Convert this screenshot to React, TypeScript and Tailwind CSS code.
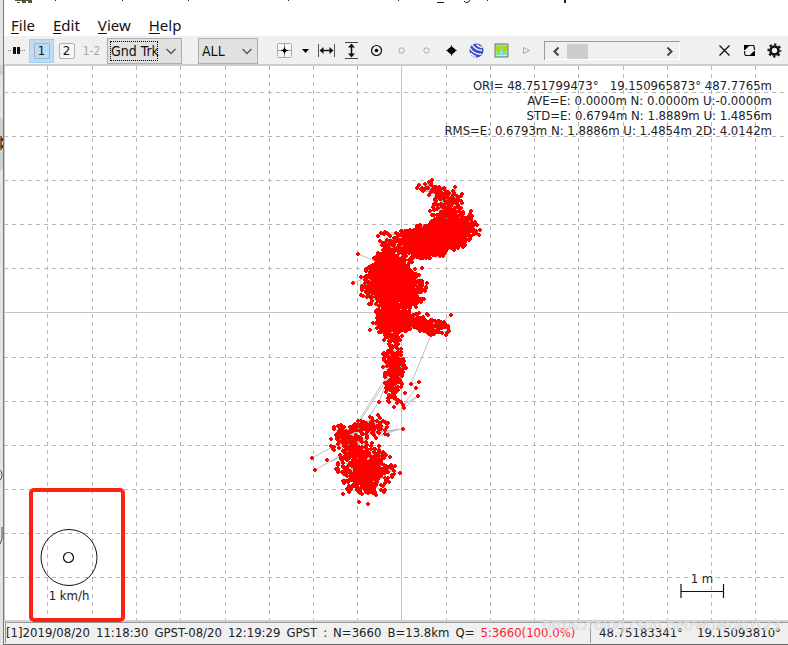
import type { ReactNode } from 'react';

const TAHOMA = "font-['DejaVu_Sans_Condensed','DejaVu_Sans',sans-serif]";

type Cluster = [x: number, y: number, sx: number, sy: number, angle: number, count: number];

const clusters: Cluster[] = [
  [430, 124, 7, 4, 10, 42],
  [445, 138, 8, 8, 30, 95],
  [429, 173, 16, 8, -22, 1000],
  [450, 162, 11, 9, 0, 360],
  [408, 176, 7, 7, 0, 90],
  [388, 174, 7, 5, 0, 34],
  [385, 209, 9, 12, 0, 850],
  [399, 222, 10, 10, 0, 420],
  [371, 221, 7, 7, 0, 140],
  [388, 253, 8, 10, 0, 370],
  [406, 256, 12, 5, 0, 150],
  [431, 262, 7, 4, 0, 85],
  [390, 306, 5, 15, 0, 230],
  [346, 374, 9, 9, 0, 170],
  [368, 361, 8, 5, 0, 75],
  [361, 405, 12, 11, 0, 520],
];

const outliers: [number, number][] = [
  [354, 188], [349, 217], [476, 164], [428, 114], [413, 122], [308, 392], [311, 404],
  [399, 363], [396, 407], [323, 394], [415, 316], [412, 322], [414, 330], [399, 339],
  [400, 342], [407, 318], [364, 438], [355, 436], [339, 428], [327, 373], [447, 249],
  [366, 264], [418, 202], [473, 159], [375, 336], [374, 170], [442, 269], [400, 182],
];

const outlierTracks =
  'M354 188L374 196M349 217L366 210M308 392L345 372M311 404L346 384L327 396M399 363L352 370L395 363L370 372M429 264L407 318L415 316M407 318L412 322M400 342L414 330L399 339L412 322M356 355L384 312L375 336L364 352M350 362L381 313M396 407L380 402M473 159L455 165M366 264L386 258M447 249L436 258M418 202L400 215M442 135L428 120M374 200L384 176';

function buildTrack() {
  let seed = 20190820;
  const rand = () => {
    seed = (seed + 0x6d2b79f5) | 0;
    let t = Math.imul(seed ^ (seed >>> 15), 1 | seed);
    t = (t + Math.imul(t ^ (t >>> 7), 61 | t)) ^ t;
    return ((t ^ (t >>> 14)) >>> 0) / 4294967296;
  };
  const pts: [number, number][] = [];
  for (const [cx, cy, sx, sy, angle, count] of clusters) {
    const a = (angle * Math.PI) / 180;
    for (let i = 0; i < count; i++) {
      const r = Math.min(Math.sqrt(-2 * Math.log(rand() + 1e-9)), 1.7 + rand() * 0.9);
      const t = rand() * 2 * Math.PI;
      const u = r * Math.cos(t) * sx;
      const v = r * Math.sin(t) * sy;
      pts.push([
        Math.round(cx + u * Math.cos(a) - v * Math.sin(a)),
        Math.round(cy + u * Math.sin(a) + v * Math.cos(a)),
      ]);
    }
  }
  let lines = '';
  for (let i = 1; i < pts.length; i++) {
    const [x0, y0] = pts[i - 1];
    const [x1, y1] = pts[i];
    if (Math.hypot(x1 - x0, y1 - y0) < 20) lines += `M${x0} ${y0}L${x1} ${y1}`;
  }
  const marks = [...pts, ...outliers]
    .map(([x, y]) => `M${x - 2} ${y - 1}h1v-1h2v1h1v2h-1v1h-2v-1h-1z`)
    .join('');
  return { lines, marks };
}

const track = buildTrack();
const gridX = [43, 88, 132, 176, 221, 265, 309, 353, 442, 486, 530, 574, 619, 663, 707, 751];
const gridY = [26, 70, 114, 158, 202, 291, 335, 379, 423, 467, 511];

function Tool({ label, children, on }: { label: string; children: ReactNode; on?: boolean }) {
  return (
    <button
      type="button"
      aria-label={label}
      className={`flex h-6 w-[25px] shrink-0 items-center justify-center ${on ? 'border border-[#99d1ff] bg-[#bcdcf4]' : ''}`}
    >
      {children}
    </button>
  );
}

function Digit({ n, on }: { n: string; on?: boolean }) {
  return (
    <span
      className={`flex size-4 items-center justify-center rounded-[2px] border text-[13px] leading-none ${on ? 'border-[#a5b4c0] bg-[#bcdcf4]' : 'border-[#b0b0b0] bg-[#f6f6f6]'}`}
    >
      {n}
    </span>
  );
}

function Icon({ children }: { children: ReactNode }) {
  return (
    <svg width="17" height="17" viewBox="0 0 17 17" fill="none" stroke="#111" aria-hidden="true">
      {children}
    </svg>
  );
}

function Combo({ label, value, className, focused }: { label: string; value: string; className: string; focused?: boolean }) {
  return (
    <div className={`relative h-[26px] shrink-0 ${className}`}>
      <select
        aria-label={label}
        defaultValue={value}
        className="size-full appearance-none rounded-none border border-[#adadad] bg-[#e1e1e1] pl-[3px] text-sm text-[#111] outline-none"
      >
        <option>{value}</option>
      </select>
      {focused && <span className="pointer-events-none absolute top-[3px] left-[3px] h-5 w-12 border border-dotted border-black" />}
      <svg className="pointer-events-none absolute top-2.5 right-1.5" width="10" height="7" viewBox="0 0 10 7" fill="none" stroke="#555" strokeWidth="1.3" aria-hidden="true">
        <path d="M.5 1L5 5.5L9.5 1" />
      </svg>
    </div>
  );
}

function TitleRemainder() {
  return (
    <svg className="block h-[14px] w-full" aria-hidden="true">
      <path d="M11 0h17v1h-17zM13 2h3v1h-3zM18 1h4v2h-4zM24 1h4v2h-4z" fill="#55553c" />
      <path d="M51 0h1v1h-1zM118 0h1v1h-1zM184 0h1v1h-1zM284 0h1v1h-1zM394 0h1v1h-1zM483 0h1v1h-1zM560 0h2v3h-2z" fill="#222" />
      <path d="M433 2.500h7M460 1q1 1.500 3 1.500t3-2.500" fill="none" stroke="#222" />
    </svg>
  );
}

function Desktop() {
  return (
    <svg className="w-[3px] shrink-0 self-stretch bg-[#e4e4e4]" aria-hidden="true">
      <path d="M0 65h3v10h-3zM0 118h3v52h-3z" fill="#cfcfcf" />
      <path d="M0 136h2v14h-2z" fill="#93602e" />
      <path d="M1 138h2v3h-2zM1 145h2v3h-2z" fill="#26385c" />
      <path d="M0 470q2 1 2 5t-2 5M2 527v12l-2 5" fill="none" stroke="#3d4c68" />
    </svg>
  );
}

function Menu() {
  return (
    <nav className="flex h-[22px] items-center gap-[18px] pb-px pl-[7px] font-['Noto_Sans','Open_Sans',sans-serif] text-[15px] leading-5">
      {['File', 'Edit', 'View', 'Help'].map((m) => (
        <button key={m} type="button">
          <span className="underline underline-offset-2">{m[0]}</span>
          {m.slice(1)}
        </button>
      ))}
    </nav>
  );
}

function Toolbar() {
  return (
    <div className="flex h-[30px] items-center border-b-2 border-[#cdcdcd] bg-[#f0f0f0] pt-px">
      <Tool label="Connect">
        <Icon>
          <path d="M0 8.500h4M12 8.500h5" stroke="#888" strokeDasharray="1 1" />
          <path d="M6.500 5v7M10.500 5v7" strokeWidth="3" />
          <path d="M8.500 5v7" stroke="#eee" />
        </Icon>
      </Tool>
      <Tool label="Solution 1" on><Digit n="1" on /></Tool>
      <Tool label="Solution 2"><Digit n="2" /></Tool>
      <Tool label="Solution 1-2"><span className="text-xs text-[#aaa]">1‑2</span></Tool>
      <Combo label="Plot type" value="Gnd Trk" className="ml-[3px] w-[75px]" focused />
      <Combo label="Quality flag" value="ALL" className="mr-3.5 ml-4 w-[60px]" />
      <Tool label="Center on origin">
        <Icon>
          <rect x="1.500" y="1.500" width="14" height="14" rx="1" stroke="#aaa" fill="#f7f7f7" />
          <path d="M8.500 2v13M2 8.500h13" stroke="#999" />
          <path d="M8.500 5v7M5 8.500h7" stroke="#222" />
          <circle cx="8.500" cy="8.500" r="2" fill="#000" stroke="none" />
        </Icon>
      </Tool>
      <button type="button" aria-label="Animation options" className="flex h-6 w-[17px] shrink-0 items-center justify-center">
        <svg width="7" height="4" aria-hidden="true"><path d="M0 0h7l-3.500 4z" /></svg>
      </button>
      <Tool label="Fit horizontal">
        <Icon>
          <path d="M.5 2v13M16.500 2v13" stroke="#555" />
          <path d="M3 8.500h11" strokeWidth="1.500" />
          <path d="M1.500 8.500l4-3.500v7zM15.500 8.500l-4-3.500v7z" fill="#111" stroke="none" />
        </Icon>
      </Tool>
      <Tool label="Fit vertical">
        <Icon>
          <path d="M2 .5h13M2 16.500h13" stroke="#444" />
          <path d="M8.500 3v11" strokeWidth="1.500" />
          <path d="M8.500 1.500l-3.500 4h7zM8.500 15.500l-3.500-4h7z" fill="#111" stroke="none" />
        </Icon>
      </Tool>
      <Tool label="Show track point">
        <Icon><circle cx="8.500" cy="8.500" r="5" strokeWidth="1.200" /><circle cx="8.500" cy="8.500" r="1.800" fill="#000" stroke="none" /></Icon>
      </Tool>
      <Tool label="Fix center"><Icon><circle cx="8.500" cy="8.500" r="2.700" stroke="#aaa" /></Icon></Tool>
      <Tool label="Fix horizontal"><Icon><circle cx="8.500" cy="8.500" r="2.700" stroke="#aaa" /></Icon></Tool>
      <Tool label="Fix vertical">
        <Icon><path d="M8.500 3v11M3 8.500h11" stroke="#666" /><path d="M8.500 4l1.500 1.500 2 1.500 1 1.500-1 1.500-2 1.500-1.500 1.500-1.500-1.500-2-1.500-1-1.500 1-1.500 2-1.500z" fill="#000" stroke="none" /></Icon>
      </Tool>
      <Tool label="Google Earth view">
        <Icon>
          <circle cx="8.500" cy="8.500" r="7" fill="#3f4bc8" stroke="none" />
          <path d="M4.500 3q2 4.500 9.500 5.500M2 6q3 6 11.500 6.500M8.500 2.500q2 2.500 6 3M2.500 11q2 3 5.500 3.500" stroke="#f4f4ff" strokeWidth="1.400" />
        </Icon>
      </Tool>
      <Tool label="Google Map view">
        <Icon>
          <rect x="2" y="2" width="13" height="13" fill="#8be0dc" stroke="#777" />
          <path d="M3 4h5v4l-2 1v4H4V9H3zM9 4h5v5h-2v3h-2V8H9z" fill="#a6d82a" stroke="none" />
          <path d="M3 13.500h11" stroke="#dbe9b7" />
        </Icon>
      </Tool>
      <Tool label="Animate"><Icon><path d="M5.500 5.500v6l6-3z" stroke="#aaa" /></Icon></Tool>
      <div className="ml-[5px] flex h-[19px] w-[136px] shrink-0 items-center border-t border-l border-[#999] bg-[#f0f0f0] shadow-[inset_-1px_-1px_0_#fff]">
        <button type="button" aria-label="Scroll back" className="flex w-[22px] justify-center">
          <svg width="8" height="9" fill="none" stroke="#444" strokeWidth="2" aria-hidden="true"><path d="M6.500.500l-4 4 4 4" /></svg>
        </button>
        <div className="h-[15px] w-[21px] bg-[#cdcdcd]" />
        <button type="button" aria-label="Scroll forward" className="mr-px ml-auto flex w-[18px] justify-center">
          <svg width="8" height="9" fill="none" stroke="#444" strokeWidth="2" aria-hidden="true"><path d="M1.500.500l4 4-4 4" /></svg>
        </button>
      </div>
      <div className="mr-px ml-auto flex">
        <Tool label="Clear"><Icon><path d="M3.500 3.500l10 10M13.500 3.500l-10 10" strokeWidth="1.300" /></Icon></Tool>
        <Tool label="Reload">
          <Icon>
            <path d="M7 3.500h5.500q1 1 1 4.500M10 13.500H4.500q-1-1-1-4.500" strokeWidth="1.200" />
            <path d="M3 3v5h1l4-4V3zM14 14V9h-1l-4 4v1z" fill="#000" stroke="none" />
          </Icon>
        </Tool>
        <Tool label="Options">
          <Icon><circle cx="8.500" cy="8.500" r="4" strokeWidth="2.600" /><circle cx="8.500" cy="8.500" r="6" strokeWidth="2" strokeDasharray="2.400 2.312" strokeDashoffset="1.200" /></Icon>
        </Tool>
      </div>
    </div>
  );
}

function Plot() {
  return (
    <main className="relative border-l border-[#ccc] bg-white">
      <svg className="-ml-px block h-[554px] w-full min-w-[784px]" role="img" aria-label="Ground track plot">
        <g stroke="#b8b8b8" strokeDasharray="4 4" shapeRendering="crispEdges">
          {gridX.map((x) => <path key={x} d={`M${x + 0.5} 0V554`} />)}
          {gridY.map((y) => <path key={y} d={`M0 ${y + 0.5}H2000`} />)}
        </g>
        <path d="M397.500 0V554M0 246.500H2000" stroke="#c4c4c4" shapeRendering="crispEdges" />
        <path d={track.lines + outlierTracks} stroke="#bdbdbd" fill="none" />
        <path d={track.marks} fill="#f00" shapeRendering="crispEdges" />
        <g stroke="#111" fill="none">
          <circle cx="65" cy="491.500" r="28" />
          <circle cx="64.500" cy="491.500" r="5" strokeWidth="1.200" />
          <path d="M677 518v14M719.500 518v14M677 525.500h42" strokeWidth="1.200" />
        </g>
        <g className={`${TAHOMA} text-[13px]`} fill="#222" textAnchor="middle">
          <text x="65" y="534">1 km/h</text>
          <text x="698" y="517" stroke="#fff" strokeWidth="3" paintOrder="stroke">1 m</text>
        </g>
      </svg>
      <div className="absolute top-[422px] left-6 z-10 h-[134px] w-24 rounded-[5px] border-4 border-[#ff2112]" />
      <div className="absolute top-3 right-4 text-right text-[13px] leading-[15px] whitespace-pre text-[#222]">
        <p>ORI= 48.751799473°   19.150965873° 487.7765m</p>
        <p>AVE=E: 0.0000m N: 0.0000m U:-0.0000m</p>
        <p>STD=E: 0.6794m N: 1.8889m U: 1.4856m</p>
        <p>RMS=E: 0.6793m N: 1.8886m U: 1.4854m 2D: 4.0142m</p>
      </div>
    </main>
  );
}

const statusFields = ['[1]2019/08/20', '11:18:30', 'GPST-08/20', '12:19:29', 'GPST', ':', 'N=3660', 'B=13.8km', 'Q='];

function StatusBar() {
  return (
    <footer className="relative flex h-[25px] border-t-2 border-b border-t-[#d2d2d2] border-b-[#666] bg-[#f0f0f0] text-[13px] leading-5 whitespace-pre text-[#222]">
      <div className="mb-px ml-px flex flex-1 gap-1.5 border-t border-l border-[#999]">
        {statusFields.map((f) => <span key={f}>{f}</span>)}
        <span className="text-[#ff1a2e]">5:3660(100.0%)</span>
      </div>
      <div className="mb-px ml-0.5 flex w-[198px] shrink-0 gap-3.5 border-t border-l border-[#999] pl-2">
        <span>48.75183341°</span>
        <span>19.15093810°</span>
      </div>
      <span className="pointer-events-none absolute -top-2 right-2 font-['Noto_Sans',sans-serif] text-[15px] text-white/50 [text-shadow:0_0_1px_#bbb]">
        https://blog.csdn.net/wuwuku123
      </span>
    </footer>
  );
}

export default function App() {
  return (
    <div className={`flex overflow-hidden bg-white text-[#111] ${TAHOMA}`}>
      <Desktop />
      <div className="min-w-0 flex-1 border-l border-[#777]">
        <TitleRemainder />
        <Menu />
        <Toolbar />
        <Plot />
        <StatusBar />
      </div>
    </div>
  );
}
-------
## Written problem:
Leave out the pictures. Transcribe only the lines above, from the first through the one that contains "number, count: number];".

## Solution:
Convert this screenshot to React, TypeScript and Tailwind CSS code.
import type { ReactNode } from 'react';

const TAHOMA = "font-['DejaVu_Sans_Condensed','DejaVu_Sans',sans-serif]";

type Cluster = [x: number, y: number, sx: number, sy: number, angle: number, count: number];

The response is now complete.